Like any great musical experience, “Airport Sushi” has its own big finish. David Byrne, the musical guest for the evening, hit the stage as a baggage handler, parodying his own Talking Heads song “Road to Nowhere,” aptly changed to “Plane to Nowhere” to finish off the skit right.

This is Mulaney’s third time hosting "SNL" since leaving the show as a writer in 2012 after six seasons. The beloved comedian received praised from fans in the comments on the YouTube video, excited that he was able to perform another one of his signature musical sketches.

"Just when I thought they couldn’t top Bodega Bathroom," one fan wrote. "John Mulaney is a gift from God."

Another fan wrote, "When I heard that Mulaney was hosting SNL, I knew there would be another awesome Broadway musical sketch. I was not disappointed."

One person, who admits to have been a critic in the past, really seemed to love the musical moment.
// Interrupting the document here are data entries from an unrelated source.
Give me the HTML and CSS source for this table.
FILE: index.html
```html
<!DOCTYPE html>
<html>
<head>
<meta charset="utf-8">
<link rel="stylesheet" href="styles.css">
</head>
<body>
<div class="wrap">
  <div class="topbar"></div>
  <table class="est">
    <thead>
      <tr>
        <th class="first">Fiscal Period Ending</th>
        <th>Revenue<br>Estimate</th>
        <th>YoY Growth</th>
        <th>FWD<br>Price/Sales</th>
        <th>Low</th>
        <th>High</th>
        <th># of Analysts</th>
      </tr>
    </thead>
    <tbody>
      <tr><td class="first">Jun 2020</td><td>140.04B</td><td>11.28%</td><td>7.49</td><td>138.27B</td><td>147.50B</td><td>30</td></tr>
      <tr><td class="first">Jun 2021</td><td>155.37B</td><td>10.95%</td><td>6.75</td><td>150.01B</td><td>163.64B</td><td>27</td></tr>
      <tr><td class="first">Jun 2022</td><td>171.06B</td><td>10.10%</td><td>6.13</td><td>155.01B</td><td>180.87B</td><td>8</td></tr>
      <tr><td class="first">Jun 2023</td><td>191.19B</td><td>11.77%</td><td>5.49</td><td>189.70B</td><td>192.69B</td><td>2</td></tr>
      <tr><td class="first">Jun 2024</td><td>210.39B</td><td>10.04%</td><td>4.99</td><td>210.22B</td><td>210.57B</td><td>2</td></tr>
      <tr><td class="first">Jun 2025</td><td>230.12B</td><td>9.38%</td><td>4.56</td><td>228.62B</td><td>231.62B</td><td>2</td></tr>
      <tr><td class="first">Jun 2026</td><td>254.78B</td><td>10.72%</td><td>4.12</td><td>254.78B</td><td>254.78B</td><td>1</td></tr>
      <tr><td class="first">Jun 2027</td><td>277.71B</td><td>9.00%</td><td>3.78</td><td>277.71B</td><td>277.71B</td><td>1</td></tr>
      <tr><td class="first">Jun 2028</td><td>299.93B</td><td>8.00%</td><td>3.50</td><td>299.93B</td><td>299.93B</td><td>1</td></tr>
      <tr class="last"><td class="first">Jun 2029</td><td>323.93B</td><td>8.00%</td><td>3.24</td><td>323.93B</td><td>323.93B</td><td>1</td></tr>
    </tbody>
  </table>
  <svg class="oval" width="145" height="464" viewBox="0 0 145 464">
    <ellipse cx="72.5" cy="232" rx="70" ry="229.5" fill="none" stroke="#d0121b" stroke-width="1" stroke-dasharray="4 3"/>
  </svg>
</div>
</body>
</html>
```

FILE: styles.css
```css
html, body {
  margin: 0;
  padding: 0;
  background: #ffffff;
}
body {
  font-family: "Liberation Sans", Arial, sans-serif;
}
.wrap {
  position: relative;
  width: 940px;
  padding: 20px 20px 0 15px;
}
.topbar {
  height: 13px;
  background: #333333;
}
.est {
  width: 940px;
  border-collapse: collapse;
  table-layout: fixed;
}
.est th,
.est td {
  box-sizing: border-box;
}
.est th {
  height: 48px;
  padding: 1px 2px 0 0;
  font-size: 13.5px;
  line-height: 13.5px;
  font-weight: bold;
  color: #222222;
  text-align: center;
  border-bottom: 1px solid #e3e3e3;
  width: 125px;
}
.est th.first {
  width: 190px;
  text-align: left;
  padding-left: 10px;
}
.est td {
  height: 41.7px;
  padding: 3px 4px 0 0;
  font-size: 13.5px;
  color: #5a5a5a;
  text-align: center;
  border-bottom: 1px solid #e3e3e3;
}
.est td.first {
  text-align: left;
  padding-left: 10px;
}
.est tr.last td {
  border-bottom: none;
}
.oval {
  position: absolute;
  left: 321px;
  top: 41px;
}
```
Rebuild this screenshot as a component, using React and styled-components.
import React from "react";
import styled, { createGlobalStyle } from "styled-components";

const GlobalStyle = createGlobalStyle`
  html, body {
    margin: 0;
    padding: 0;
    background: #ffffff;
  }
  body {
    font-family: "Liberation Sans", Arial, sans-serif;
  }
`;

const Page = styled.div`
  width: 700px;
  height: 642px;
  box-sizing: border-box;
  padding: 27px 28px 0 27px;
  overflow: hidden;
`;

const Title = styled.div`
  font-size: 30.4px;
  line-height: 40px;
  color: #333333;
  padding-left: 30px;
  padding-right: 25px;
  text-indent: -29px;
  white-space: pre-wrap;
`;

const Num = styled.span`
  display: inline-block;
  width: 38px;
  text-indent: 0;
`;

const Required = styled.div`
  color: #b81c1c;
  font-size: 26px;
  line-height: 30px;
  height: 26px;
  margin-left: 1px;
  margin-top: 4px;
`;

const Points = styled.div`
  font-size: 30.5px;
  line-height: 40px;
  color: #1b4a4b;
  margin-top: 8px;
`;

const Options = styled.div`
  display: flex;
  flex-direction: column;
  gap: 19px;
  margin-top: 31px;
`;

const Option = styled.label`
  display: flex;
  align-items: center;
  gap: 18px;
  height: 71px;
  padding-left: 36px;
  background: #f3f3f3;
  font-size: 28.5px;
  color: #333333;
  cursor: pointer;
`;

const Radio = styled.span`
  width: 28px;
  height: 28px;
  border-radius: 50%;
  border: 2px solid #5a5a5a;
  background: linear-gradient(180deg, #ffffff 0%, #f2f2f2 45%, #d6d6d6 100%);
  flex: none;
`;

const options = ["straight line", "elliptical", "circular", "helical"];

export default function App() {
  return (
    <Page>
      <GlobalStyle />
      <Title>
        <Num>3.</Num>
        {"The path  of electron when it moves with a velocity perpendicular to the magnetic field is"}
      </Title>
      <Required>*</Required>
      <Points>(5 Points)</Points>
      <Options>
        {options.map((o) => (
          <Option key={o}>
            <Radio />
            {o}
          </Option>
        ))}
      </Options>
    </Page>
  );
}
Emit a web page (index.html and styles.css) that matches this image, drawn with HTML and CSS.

"I've been watching SNL since the 80's and this is one of the most well done skits I've seen on here in a long time," the person wrote. "I've been one of the harshest critics of SNL during all of the years when it just wasn't funny. This was legitimately amazing, though, the way they worked all of those classic Broadway songs into this one skit. No matter how jaded you might be from the up's and down's of SNL over the years, there's no denying that this was one of the best skits they've done in many years."